Alice is so popular that she can receive many flowers everyday. She has N vases numbered from 0 to N-1. When she receive some flowers, she will try to put them in the vases, one flower in one vase. She randomly choose the vase A and try to put a flower in the vase. If the there is no flower in the vase, she will put a flower in it, otherwise she skip this vase. And then she will try put in the vase A+1, A+2, ..., N-1, until there is no flower left or she has tried the vase N-1. The left flowers will be discarded. Of course, sometimes she will clean the vases. Because there are too many vases, she randomly choose to clean the vases numbered from A to B(A <= B). The flowers in the cleaned vases will be discarded.
Input
The first line contains an integer T, indicating the number of test cases.
For each test case, the first line contains two integers N(1 < N < 50001) and M(1 < M < 50001). N is the number of vases, and M is the operations of Alice. Each of the next M lines contains three integers. The first integer of one line is K(1 or 2). If K is 1, then two integers A and F follow.
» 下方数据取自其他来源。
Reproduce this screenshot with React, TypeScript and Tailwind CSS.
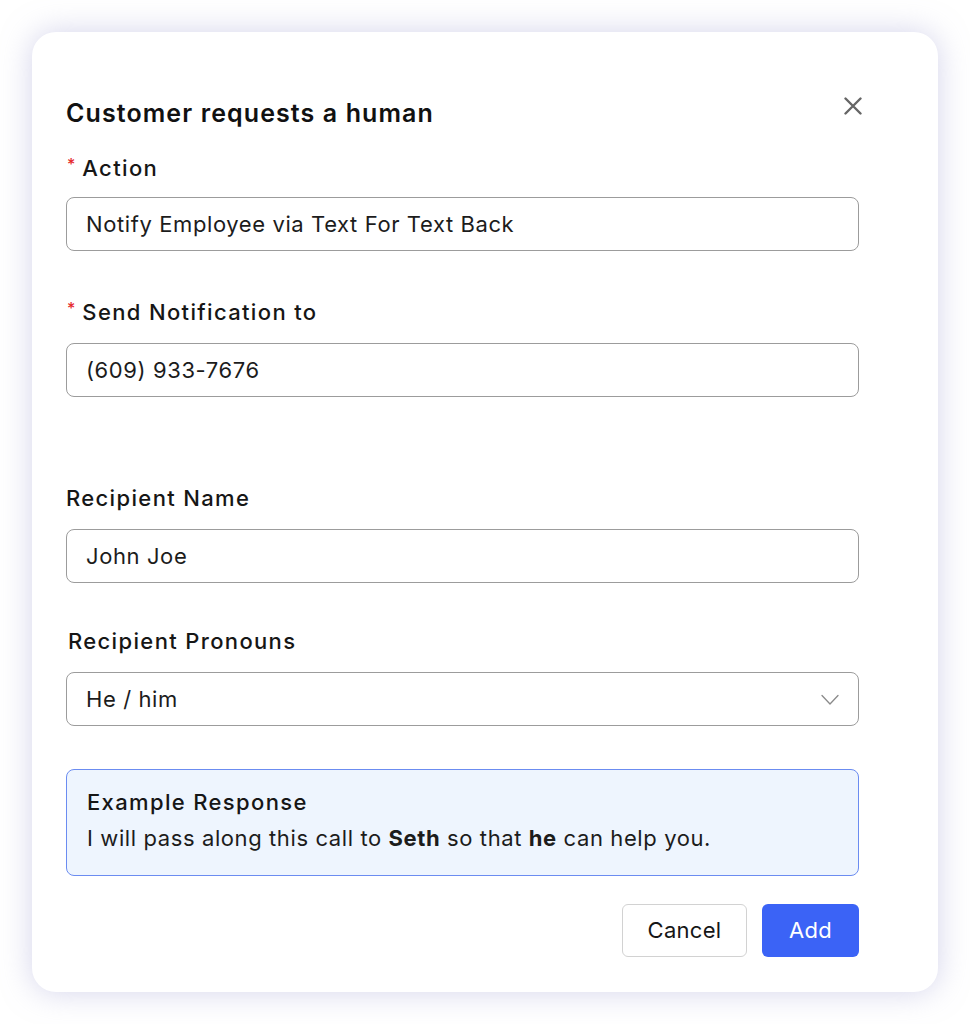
const Label = ({ text, required = false, className = '' }: { text: string; required?: boolean; className?: string }) => (
    <div className={`flex items-start h-[28px] leading-[28px] text-[22px] tracking-[1.35px] font-medium text-[#161616] ${className}`}>
        {required && <span className="text-[#e5292c] text-[16px] leading-[20px] mr-[7px] ml-[1px] tracking-normal">*</span>}
        <span>{text}</span>
    </div>
);

const Field = ({ value, select = false, className = 'mt-[17px]' }: { value: string; select?: boolean; className?: string }) => (
    <div className={`${className} h-[54px] w-full rounded-[8px] border border-[#9c9c9c] bg-white flex items-center justify-between pl-[19px] pr-[19px]`}>
        <span className="text-[22px] tracking-[0.6px] text-[#1c1c1c]">{value}</span>
        {select && (
            <svg width="18" height="12" viewBox="0 0 18 12" fill="none" className="mt-[1px]">
                <path d="M1 1.5 L9 10 L17 1.5" stroke="#8a8a8a" strokeWidth="1.3" strokeLinecap="round" strokeLinejoin="round" />
            </svg>
        )}
    </div>
);

export default function App() {
    return (
        <div className="min-h-[1024px] bg-white p-8" style={{ fontFamily: 'Inter, "Noto Sans", sans-serif' }}>
            <div className="w-full rounded-[24px] bg-white shadow-[0_0_30px_rgba(170,170,215,0.5)] pl-[34px] pr-[79px] pt-[65px] pb-[35px]">
                <div className="flex items-start justify-between">
                    <h2 className="text-[25px] leading-[32px] font-semibold tracking-[1.1px] text-[#111]">Customer requests a human</h2>
                    <button className="-mr-[3px] mt-0">
                        <svg width="18" height="18" viewBox="0 0 18 18" fill="none">
                            <path d="M1.5 1.5 L16.5 16.5 M16.5 1.5 L1.5 16.5" stroke="#666" strokeWidth="2.4" strokeLinecap="round" />
                        </svg>
                    </button>
                </div>

                <Label text="Action" required className="mt-[25px]" />
                <Field value="Notify Employee via Text For Text Back" className="mt-[15px]" />

                <Label text="Send Notification to" required className="mt-[47px]" />
                <Field value="(609) 933-7676" />

                <Label text="Recipient Name" className="mt-[87px]" />
                <Field value="John Joe" />

                <Label text="Recipient Pronouns" className="mt-[44px] pl-[2px]" />
                <Field value="He / him" select />

                <div className="mt-[43px] rounded-[8px] border border-[#6b8cf1] bg-[#eef5fe] pl-[20px] pr-5 pt-[16px] pb-[21px]">
                    <div className="text-[22px] leading-[32px] font-medium tracking-[1.35px] text-[#161616]">Example Response</div>
                    <div className="mt-[4px] text-[22px] leading-[32px] tracking-[0.6px] text-[#1c1c1c]">
                        I will pass along this call to <b className="font-bold">Seth</b> so that <b className="font-bold">he</b> can help you.
                    </div>
                </div>

                <div className="mt-[28px] flex justify-end gap-[15px]">
                    <button className="h-[53px] w-[125px] rounded-[6px] border border-[#d2d2d2] bg-white text-[22px] tracking-[0.3px] text-[#161616]">Cancel</button>
                    <button className="h-[53px] w-[97px] rounded-[6px] bg-[#3b63f6] text-[22px] tracking-[0.3px] text-white">Add</button>
                </div>
            </div>
        </div>
    );
}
It means Alice receive F flowers and try to put a flower in the vase A first. If K is 2, then two integers A and B follow. It means the owner would like to clean the vases numbered from A to B(A <= B).
Output
For each operation of which K is 1, output the position of the vase in which Alice put the first flower and last one, separated by a blank. If she can not put any one, then output 'Can not put any one.'. For each operation of which K is 2, output the number of discarded flowers.
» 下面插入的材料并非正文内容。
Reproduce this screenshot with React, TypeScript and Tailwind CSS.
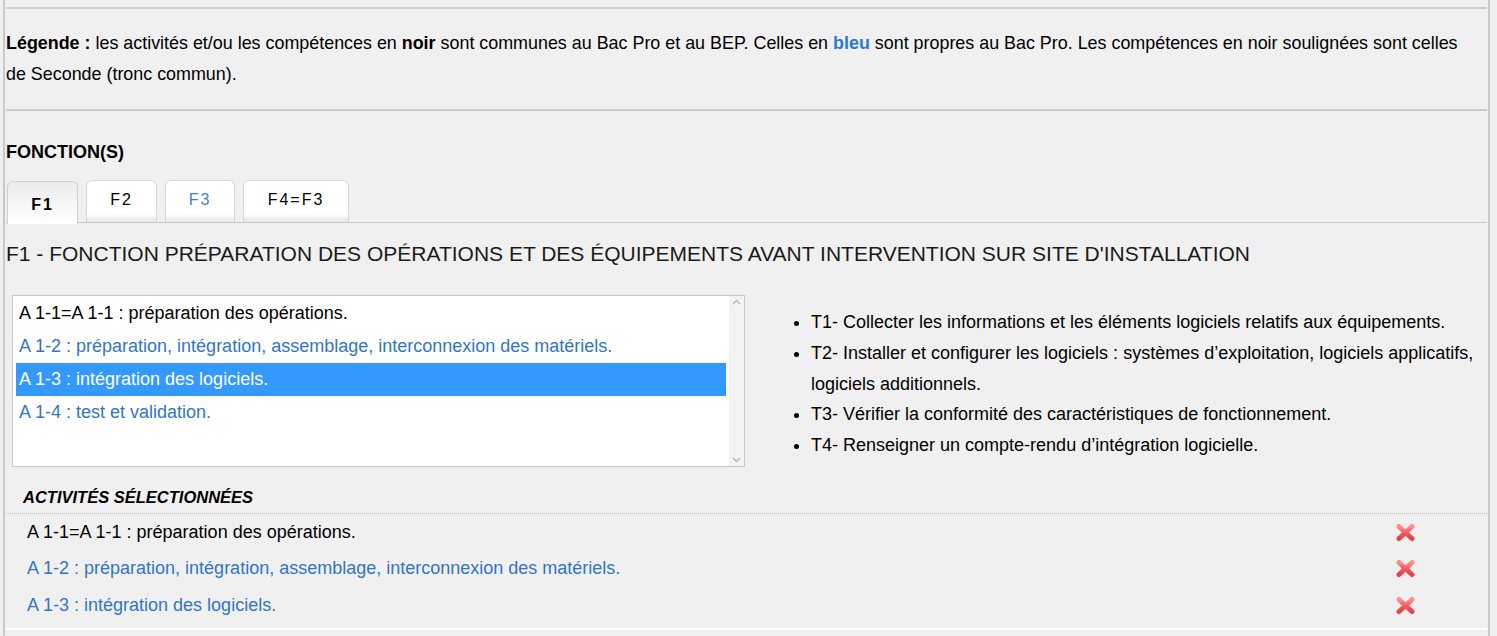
import React from "react";

const blue = "text-[#3275c8]";

function RedCross({ id }: { id: string }) {
  return (
    <svg width="21" height="19" viewBox="0 0 21 19">
      <defs>
        <linearGradient id={id} x1="0" y1="0" x2="0" y2="1">
          <stop offset="0" stopColor="#ff9090" />
          <stop offset="0.5" stopColor="#f45b62" />
          <stop offset="1" stopColor="#e0444b" />
        </linearGradient>
      </defs>
      <path d="M4 3.5 L17 15.5 M17 3.5 L4 15.5" stroke={`url(#${id})`} strokeWidth="5" strokeLinecap="round" fill="none" />
    </svg>
  );
}

const listItems = [
  { label: "A 1-1=A 1-1 : préparation des opérations.", blue: false },
  { label: "A 1-2 : préparation, intégration, assemblage, interconnexion des matériels.", blue: true },
  { label: "A 1-3 : intégration des logiciels.", blue: false, selected: true },
  { label: "A 1-4 : test et validation.", blue: true },
];

const tasks = [
  "T1- Collecter les informations et les éléments logiciels relatifs aux équipements.",
  "T2- Installer et configurer les logiciels : systèmes d’exploitation, logiciels applicatifs, logiciels additionnels.",
  "T3- Vérifier la conformité des caractéristiques de fonctionnement.",
  "T4- Renseigner un compte-rendu d’intégration logicielle.",
];

const selected = [
  { label: "A 1-1=A 1-1 : préparation des opérations.", blue: false },
  { label: "A 1-2 : préparation, intégration, assemblage, interconnexion des matériels.", blue: true },
  { label: "A 1-3 : intégration des logiciels.", blue: true },
];

export default function App() {
  return (
    <div className="min-h-[636px] bg-[#f0f0f0] font-['Liberation_Sans',Arial,sans-serif] text-black">
      <div className="ml-[3px] w-[1487px] border-x-2 border-[#c9c9c9] px-[1px]">
        {/* cropped strip above */}
        <div className="h-[9px] border-b-2 border-[#cbcbcb]" />

        {/* Legend */}
        <div className="border-b-2 border-[#cbcbcb] pt-[19px] pb-[19px] pr-[10px] text-[17.9px] leading-[31px]">
          <b>Légende :</b> les activités et/ou les compétences en <b>noir</b> sont communes au Bac Pro et au BEP. Celles en{" "}
          <b className="text-[#2b79d3]">bleu</b> sont propres au Bac Pro. Les compétences en noir soulignées sont celles de
          Seconde (tronc commun).
        </div>

        <div className="pt-[30px] text-[18px] font-bold leading-[22px]">FONCTION(S)</div>

        {/* Tabs */}
        <div className="mt-[17px] flex h-[43px] items-end gap-[8px] border-b border-[#c5c5c5] pl-[1px]">
          <div className="-mb-[2px] flex h-[43px] w-[71px] items-center justify-center rounded-t-[6px] border border-b-0 border-[#cfcfcf] bg-gradient-to-b from-[#ececec] to-white pt-[3px] text-[16px] font-bold tracking-[2px]">
            F1
          </div>
          <div className="flex h-[42px] w-[71px] items-center justify-center rounded-t-[6px] border border-b-0 border-[#d6d6d6] bg-gradient-to-b from-white from-80% to-[#e6e6e6] pb-[4px] text-[16px] tracking-[2px]">
            F2
          </div>
          <div className="flex h-[42px] w-[70px] items-center justify-center rounded-t-[6px] border border-b-0 border-[#d6d6d6] bg-gradient-to-b from-white from-80% to-[#e6e6e6] pb-[4px] text-[16px] tracking-[2px] text-[#3d7fcf]">
            F3
          </div>
          <div className="flex h-[42px] w-[106px] items-center justify-center rounded-t-[6px] border border-b-0 border-[#d6d6d6] bg-gradient-to-b from-white from-80% to-[#e6e6e6] pb-[4px] text-[16px] tracking-[2px]">
            F4=F3
          </div>
        </div>

        <h1 className="mt-[17px] text-[21px] leading-[28px] text-[#1a1a1a]">
          F1 - FONCTION PRÉPARATION DES OPÉRATIONS ET DES ÉQUIPEMENTS AVANT INTERVENTION SUR SITE D'INSTALLATION
        </h1>

        <div className="mt-[27px] flex items-start">
          {/* listbox */}
          <div className="ml-[6px] flex h-[172px] w-[733px] shrink-0 border border-[#c6c6c6] bg-white">
            <div className="flex-1 pl-[3px] pr-[3px] pt-[1px] text-[18px]">
              {listItems.map((it) => (
                <div
                  key={it.label}
                  className={`h-[33px] whitespace-nowrap pl-[3px] leading-[33px] ${
                    it.selected ? "bg-[#3399ff] text-white" : it.blue ? blue : "text-black"
                  }`}
                >
                  {it.label}
                </div>
              ))}
            </div>
            <div className="flex w-[15px] flex-col items-center justify-between bg-[#f3f3f3] py-[3px]">
              <svg width="9" height="6" viewBox="0 0 9 6">
                <path d="M1 5 L4.5 1.5 L8 5" stroke="#b5b5b5" strokeWidth="1.3" fill="none" />
              </svg>
              <svg width="9" height="6" viewBox="0 0 9 6">
                <path d="M1 1 L4.5 4.5 L8 1" stroke="#b5b5b5" strokeWidth="1.3" fill="none" />
              </svg>
            </div>
          </div>

          {/* tasks */}
          <ul className="ml-[66px] mt-[12px] list-disc text-[18px] leading-[30.75px]">
            {tasks.map((t) => (
              <li key={t}>{t}</li>
            ))}
          </ul>
        </div>

        {/* Selected activities */}
        <div className="mt-[20px] border-b border-dotted border-[#bdbdbd] pb-[6px] pl-[17px] text-[16.5px] font-bold italic leading-[20px]">
          ACTIVITÉS SÉLECTIONNÉES
        </div>
        <div className="border-b-2 border-white pb-[4px]">
          {selected.map((s, i) => (
            <div key={s.label} className="flex h-[36.5px] items-center justify-between pl-[21px] pr-[71px] text-[18px]">
              <span className={s.blue ? blue : "text-black"}>{s.label}</span>
              <RedCross id={`rc${i}`} />
            </div>
          ))}
        </div>
        <div className="h-[8px]" />
      </div>
    </div>
  );
}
Output one blank line after each test case.
Sample Input
2 10 5 1 3 5 2 4 5 1 1 8 2 3 6 1 8 8 10 6 1 2 5 2 3 4 1 0 8 2 2 5 1 4 4 1 2 3
Sample Output
[pre]3 7 2 1 9 4 Can not put any one. 2 6 2 0 9 4 4 5 2 3 [/pre]
要和二分结合一下 线段树方面没有什么特别的
但是一时想不到要和二分结合
查询就是查区间的和 更新也就是全变0或全变1 关键就是怎么找到最开始可以插花的位子和最后一个位子
这里就需要二分了
先二分找到可以插花的位子 pos
再二分找到可以插花的最远的位子ans 这个位子可能已经有花了 反正就是pos到ans可以把花都插进去
最后二分找到实际的最后插花的位子 realans
#include<iostream>
#include<stdio.h>
#include<string.h>
#include<algorithm>
#include<stack>
#define inf 1e18
using namespace std;
const int maxn = 50005;
int flower[maxn << 2];
int same[maxn << 2];
int m, n;
void pushup(int rt)
{
flower[rt] = flower[rt << 1] + flower[rt<<1|1];
//same[rt] = same[rt<<1] && same[rt<<1|1];
}
void build(int l, int r, int rt)
{
flower[rt] = 0;
same[rt] = 0;
if(l == r) return;
int m = (l + r) >> 1;
build(l, m, rt << 1);
build(m + 1, r, rt << 1 | 1);
pushup(rt);
}
void pushdown(int l, int r, int rt)
{
if(same[rt]){
int m = (l + r) / 2;
same[rt<<1] = same[rt<<1|1] = same[rt];
flower[rt<<1] = (m - l + 1) * same[rt];
flower[rt<<1|1] = (r - m) * same[rt];
if(same[rt] == -1){
flower[rt<<1] = flower[rt<<1|1] = 0;
}
same[rt] = 0;
}
}
void update(int L, int R, int x, int l, int r, int rt)
{
if(l >= L && r <= R){
if(x == 1){
flower[rt] = r - l + 1;
same[rt] = true;
}
else{
flower[rt] = 0;
same[rt] = -1;
}
return;
}
pushdown(l, r, rt);
int m = (l + r) / 2;
if(L <= m) update(L, R, x, l, m, rt<<1);
if(R > m) update(L, R, x, m + 1, r, rt<<1|1);
pushup(rt);
}
int query(int L, int R, int l, int r, int rt)
{
if(L <= l && R >= r){
return flower[rt];
}
pushdown(l, r, rt);
int m = (l + r) / 2, ans = 0;
if(L <= m) ans += query(L, R, l, m, rt<<1);
if(R > m) ans += query(L, R, m + 1, r, rt<<1|1);
pushup(rt);
return ans;
}
int main()
{
int t;
cin>>t;
while(t--){
scanf("%d%d", &n, &m);
build(1, n, 1);
while(m--){
int l, r, op;
scanf("%d%d%d", &op, &l, &r);
l++;r++;
if(op == 1){
r--;
int left = l, right = n, pos = -1;
while(right - left >= 0){//找第一个可插花点
int mid = (right + left) / 2;
if(query(l, mid, 1, n, 1) == mid - l + 1){
left = mid + 1;
}
else{
right = mid - 1;
pos = mid;
}
}
if(pos == -1)
printf("Can not put any one.\n");
else{
int ans = -1;
left = pos;
right = n;
while(right - left >= 0){//找最远可插花位子 得到的ans可能原来已经被插上花
int mid = (left + right) / 2;
if(mid - pos + 1 - query(pos, mid, 1, n, 1) <= r){
left = mid + 1;
ans = mid;
}
else{
right = mid - 1;
}
}
int realans = -1;
left = pos;
right = ans;
while(right - left >= 0){//找到实际插最后一朵花的位子,可能花没被插完
//要在pos到ans中找到最远的空位
int mid = (left + right) / 2;
if(ans - mid + 1 - query(mid, ans, 1, n, 1) == 0){
right = mid - 1;
realans = mid;
}
else left = mid + 1;
}
if(realans == -1){
printf("%d %d\n", pos - 1, ans - 1);
}
else{
printf("%d %d\n", pos - 1, realans - 2);
}
update(pos, ans, 1, 1, n, 1);
}
}
if(op == 2){
printf("%d\n", query(l, r, 1, n, 1));
update(l, r, -1, 1, n, 1);
}
}
printf("\n");
}
return 0;
}